Si no devolvemos la autoridad al profesorado, seguiremos enfrentando una crisis crónica en el sistema educativo. La administración escolar, ya sean municipios, SLEP o sostenedores privados, deben replantear su rol y facilitar la tarea docente en lugar de obstaculizarla.
Cada año se debate con fuerza la preocupante disminución de las vocaciones docentes. Las postulaciones a las carreras de Pedagogía han caído constantemente en las últimas décadas, y para 2025 se prevé una significativa escasez de profesores en todo el sistema escolar. Ante esta situación, surgen diversas explicaciones, algunas más acertadas que otras.
Se suele apelar a factores como la remuneración, la falta de incentivos profesionales y la crisis interna de la institución escolar. Sin embargo, pocas veces se señala la crisis de la autoridad del profesorado, constreñido por una desautorización sistemática en todas las dimensiones de su labor.
La profesión docente ha sufrido un daño sistemático a su autoridad desde diversos frentes. Desde abajo, porque sus estudiantes les perciben como figuras menos relevantes, considerando que los conocimientos pueden obtenerse fácilmente a través de herramientas como el chat de inteligencia artificial o de referentes contraculturales, que se presentan como nuevos maestros sobre la base de la escuela de la vida o la sabiduría de la calle.

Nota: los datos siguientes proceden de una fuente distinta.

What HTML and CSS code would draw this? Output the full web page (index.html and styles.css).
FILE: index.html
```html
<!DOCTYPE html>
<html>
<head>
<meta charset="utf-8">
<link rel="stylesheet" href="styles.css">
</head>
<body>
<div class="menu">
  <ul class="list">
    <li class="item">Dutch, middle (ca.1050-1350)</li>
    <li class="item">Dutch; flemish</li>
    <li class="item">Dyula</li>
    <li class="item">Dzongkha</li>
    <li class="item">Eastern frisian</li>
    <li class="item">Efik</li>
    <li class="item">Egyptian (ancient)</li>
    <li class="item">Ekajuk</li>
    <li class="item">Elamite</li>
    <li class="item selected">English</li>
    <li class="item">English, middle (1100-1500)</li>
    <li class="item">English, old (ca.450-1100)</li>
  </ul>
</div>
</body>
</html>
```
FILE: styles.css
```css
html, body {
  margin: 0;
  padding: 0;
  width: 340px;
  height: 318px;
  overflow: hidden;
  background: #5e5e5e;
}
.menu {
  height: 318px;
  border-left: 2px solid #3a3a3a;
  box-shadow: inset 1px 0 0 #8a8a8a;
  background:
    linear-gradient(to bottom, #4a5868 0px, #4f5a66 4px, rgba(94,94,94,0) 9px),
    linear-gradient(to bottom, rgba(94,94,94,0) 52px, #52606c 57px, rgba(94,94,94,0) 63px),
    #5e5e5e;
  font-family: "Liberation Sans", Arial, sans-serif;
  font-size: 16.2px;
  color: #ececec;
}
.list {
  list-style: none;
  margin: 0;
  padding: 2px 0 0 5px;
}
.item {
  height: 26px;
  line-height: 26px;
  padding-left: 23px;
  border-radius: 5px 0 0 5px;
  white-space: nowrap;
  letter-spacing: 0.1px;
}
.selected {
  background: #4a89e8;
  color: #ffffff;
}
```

Aunque es cierto que el conocimiento proviene de múltiples fuentes (experiencia, razón, socialización), la figura del docente es insustituible en la construcción colectiva del saber. Abandonar ese rol es entregar ese papel a otros “maestros” bastante peligrosos, que deambulan en internet o entre la fauna de las esquinas.

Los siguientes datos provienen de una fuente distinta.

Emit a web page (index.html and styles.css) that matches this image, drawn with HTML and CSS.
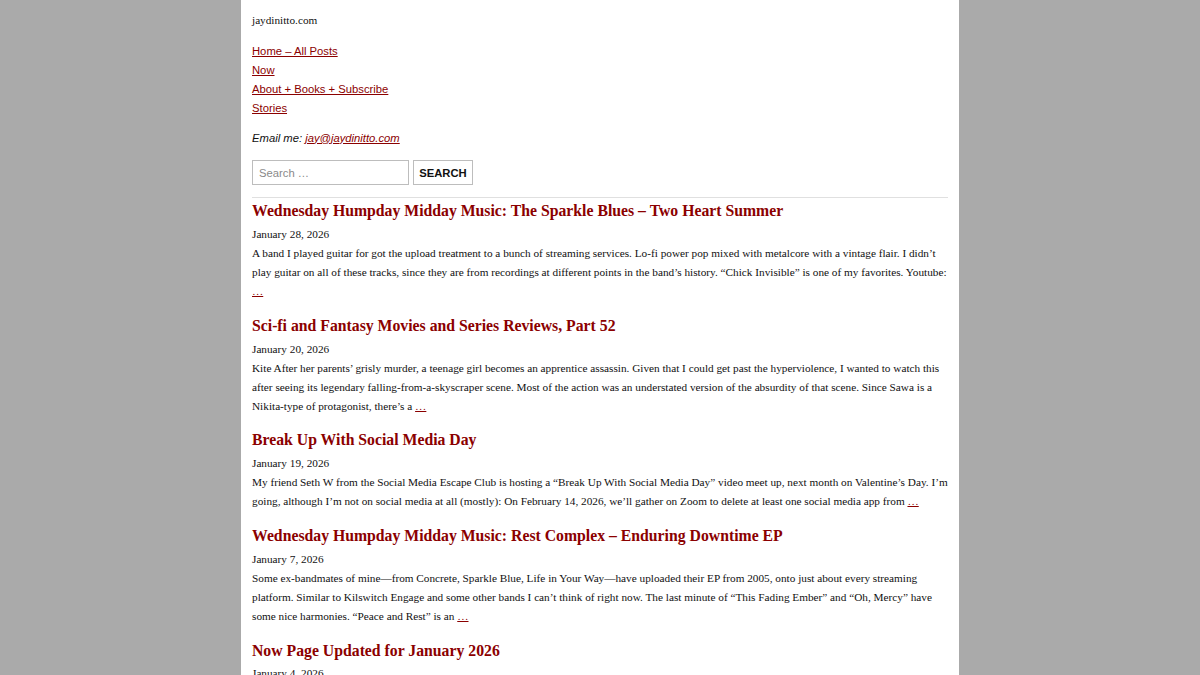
FILE: index.html
```html
<!DOCTYPE html>
<html lang="en">
<head>
<meta charset="utf-8">
<title>jaydinitto.com</title>
<link rel="stylesheet" href="styles.css">
</head>
<body>
<div class="page">
  <header class="site-header">
    <div class="site-title">jaydinitto.com</div>
    <nav class="site-nav">
      <a href="#">Home – All Posts</a>
      <a href="#">Now</a>
      <a href="#">About + Books + Subscribe</a>
      <a href="#">Stories</a>
    </nav>
    <p class="email">Email me: <a href="#">jay@jaydinitto.com</a></p>
    <form class="search">
      <input type="search" class="search-field" placeholder="Search …">
      <button type="button" class="search-btn">SEARCH</button>
    </form>
  </header>
  <main class="posts">
    <article class="post">
      <h2 class="post-title"><a href="#">Wednesday Humpday Midday Music: The Sparkle Blues – Two Heart Summer</a></h2>
      <div class="post-date">January 28, 2026</div>
      <p class="post-excerpt">A band I played guitar for got the upload treatment to a bunch of streaming services. Lo-fi power pop mixed with metalcore with a vintage flair. I didn’t play guitar on all of these tracks, since they are from recordings at different points in the band’s history. “Chick Invisible” is one of my favorites. Youtube: <a href="#">…</a></p>
    </article>
    <article class="post">
      <h2 class="post-title"><a href="#">Sci-fi and Fantasy Movies and Series Reviews, Part 52</a></h2>
      <div class="post-date">January 20, 2026</div>
      <p class="post-excerpt">Kite After her parents’ grisly murder, a teenage girl becomes an apprentice assassin. Given that I could get past the hyperviolence, I wanted to watch this after seeing its legendary falling-from-a-skyscraper scene. Most of the action was an understated version of the absurdity of that scene. Since Sawa is a Nikita-type of protagonist, there’s a <a href="#">…</a></p>
    </article>
    <article class="post">
      <h2 class="post-title"><a href="#">Break Up With Social Media Day</a></h2>
      <div class="post-date">January 19, 2026</div>
      <p class="post-excerpt">My friend Seth W from the Social Media Escape Club is hosting a “Break Up With Social Media Day” video meet up, next month on Valentine’s Day. I’m going, although I’m not on social media at all (mostly): On February 14, 2026, we’ll gather on Zoom to delete at least one social media app from <a href="#">…</a></p>
    </article>
    <article class="post">
      <h2 class="post-title"><a href="#">Wednesday Humpday Midday Music: Rest Complex – Enduring Downtime EP</a></h2>
      <div class="post-date">January 7, 2026</div>
      <p class="post-excerpt">Some ex-bandmates of mine—from Concrete, Sparkle Blue, Life in Your Way—have uploaded their EP from 2005, onto just about every streaming platform. Similar to Kilswitch Engage and some other bands I can’t think of right now. The last minute of “This Fading Ember” and “Oh, Mercy” have some nice harmonies. “Peace and Rest” is an <a href="#">…</a></p>
    </article>
    <article class="post">
      <h2 class="post-title"><a href="#">Now Page Updated for January 2026</a></h2>
      <div class="post-date">January 4, 2026</div>
    </article>
  </main>
</div>
</body>
</html>
```
FILE: styles.css
```css
html, body {
  margin: 0;
  padding: 0;
  background: #aaaaaa;
}
body {
  font-family: "Liberation Serif", "Times New Roman", serif;
  font-size: 11.25px;
  line-height: 1.7;
  color: #111;
}
a {
  color: #8b0000;
}
.page {
  width: 696px;
  margin: 0 auto;
  background: #fff;
  padding: 10.5px 11px 40px;
  min-height: 675px;
}
.site-title {
  color: #111;
}
.site-nav {
  display: flex;
  flex-direction: column;
  align-items: flex-start;
  margin-top: 12px;
  font-family: "Liberation Sans", Arial, sans-serif;
}
.email {
  margin: 10.5px 0 0;
  font-family: "Liberation Sans", Arial, sans-serif;
  font-style: italic;
}
.search {
  display: flex;
  gap: 4px;
  margin-top: 12.5px;
  padding-bottom: 12px;
  border-bottom: 1px solid #e0e0e0;
}
.search-field {
  box-sizing: border-box;
  width: 157px;
  height: 25px;
  margin: 0;
  border: 1px solid #bdbdbd;
  padding: 0 6px;
  font-family: "Liberation Sans", Arial, sans-serif;
  font-size: 11.25px;
  color: #111;
  background: #fff;
  outline: none;
}
.search-field::placeholder {
  color: #8a8a8a;
}
.search-btn {
  box-sizing: border-box;
  height: 25px;
  width: 60px;
  margin: 0;
  padding: 0;
  border: 1px solid #bdbdbd;
  background: #fff;
  font-family: "Liberation Sans", Arial, sans-serif;
  font-weight: bold;
  font-size: 11.25px;
  color: #111;
}
.post {
  margin-bottom: 11.4px;
}
.post-title {
  margin: 0;
  font-size: 15.75px;
  line-height: 26.7px;
  font-weight: bold;
}
.post-title a {
  text-decoration: none;
  color: #8b0000;
}
.post-excerpt {
  margin: 0;
}
```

Desde el lado, los docentes también se sienten desautorizados por sus propios pares, lo que se evidencia en un alarmante aumento de la deserción hacia otras áreas laborales. El profesorado debe lidiar con criterios de competencia cuando debería primar la cooperación.
Sin darnos cuenta, se ha creado un modelo laboral que premia la irresponsabilidad y castiga al que se esfuerza. La figura de la maestra rural, heroína en su aula, o del profesor dispuesto a desvivirse por su escuela es hoy un lejano recuerdo. Pero no por mala voluntad, sino porque los reconocimientos sociales que antes estimulaban ese esfuerzo ya no existen.
Lo que queda es el premio injusto a quienes escapan a sus tareas profesionales por medio de las más diversas tretas y resquicios legales, que ya no son meros excesos, sino plagas e infortunios.
Pero es desde arriba donde proviene la mayor desautorización. Viene de la nueva forma de administración escolar, que se ha fundado en la desconfianza. El sistema escolar, en todos sus niveles, coloca al profesorado bajo una constante sospecha, sometiéndolo a evaluaciones punitivas y a modelos de administración que lo reducen a un mero ejecutor de tareas. Esta situación impide que los docentes tomen decisiones autónomas y construyan un currículo adecuado a las necesidades de sus estudiantes.
El profesorado es hoy un objeto incómodo, como individuo digno de ser fiscalizado hasta en la más mínima expresión de lo que desarrolla en su quehacer. La construcción de los sistemas de evaluación docente punitivos, la estructuración de modelos de administración basados en la reducción del profesorado a su función técnica, casi como repetidores de información, los abocan a justificar la crítica de los estudiantes que ven en sus maestros simplemente un artefacto prescindible con las nuevas herramientas de la tecnología informática.
Si no devolvemos la autoridad al profesorado, seguiremos enfrentando una crisis crónica en el sistema educativo.
La administración escolar, ya sean municipios, SLEP o sostenedores privados, deben replantear su rol y facilitar la tarea docente en lugar de obstaculizarla. Es fundamental recuperar la función docente desde la confianza y la autoridad, porque nunca la tecnología podrá sustituir lo que solo una docencia humana y comprometida puede entregar.